→ **Task directions**: Among the lines below, count those containing the word "React". Give the number only.

→ **Supplied data**:
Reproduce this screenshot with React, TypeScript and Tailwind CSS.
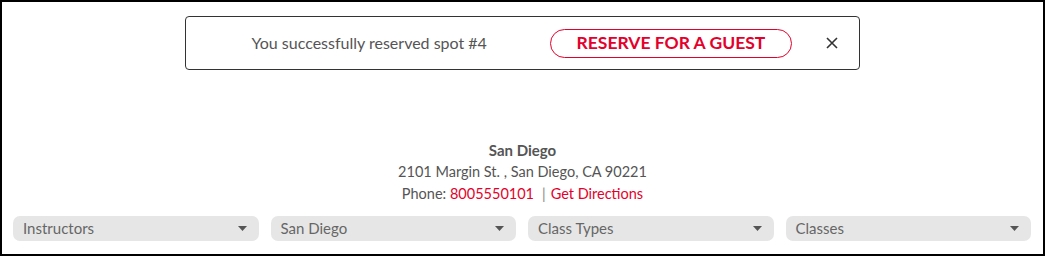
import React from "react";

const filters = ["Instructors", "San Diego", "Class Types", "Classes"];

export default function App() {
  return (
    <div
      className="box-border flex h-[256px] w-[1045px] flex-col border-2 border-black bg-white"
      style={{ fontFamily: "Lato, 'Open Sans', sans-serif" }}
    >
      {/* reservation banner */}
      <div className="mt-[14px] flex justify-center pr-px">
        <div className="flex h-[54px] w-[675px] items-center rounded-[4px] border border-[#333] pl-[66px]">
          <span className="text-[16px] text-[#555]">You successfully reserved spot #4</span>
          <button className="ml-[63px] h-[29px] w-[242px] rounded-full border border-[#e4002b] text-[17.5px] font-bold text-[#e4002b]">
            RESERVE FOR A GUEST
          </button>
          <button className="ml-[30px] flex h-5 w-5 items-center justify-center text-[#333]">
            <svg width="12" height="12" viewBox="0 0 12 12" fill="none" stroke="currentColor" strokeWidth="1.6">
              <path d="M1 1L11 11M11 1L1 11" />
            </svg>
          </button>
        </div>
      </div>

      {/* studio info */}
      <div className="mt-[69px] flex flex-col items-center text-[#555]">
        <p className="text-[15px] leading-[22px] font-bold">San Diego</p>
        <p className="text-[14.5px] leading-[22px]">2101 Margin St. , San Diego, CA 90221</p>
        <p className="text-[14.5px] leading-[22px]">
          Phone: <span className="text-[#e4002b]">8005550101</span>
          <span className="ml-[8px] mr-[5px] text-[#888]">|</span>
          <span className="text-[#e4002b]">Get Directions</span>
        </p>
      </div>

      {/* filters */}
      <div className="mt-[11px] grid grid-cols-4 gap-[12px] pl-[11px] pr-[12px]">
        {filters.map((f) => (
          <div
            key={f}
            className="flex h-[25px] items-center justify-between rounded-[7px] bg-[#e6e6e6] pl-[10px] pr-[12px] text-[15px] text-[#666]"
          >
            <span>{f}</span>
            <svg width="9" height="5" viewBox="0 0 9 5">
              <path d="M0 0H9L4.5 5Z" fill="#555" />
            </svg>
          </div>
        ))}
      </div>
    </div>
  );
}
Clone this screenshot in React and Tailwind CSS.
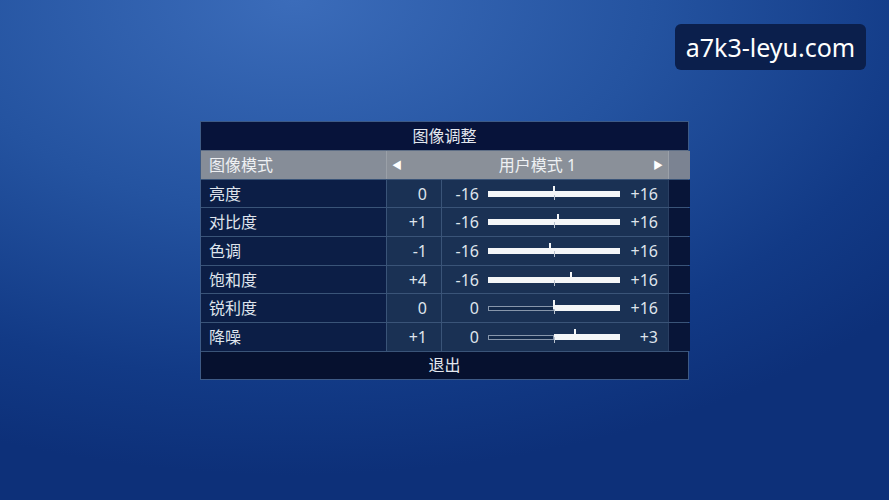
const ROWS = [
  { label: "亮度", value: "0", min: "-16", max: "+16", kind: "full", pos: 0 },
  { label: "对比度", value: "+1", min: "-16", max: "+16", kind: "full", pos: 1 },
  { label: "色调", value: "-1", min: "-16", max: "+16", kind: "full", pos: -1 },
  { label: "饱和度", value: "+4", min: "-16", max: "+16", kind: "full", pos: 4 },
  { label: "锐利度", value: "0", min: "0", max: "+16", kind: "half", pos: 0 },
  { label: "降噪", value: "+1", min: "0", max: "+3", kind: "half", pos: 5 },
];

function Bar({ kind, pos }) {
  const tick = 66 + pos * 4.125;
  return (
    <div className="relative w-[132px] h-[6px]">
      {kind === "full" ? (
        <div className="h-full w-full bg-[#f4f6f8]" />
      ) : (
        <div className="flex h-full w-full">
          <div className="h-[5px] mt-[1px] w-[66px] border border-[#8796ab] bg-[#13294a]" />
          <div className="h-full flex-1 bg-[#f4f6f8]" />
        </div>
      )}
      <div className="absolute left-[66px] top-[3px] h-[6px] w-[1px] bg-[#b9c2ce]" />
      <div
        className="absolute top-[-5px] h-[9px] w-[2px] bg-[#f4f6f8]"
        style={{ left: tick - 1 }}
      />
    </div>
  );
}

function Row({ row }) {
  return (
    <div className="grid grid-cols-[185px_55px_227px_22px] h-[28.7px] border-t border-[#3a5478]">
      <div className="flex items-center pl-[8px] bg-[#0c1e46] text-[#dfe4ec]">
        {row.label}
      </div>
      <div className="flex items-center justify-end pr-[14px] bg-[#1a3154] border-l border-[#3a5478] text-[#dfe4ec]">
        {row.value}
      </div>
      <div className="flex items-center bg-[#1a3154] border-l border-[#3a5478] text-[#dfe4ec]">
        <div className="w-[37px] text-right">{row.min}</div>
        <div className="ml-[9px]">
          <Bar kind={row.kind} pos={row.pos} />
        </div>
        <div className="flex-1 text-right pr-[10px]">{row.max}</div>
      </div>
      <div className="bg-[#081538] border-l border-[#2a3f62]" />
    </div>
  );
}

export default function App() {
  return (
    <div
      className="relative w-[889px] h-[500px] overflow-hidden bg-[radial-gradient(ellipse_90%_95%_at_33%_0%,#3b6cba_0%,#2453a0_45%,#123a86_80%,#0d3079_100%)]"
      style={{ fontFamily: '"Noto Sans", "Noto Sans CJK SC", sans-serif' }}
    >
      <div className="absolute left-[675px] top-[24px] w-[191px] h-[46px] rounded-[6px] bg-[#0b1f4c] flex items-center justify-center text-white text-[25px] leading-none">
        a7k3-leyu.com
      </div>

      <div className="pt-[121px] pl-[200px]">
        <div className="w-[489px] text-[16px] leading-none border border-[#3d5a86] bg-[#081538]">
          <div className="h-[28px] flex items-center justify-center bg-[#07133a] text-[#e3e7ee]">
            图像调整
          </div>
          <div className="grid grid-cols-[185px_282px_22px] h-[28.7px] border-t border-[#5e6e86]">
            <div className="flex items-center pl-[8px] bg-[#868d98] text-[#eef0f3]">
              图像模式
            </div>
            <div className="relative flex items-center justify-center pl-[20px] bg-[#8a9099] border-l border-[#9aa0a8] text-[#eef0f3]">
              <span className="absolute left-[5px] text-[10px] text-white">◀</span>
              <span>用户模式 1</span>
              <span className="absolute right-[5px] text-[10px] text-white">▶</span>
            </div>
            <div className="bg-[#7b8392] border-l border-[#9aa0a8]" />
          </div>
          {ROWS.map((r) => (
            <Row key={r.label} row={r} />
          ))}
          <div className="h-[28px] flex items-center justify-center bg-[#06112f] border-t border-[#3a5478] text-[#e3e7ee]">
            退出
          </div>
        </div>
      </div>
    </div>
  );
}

→ **Worked answer**: 3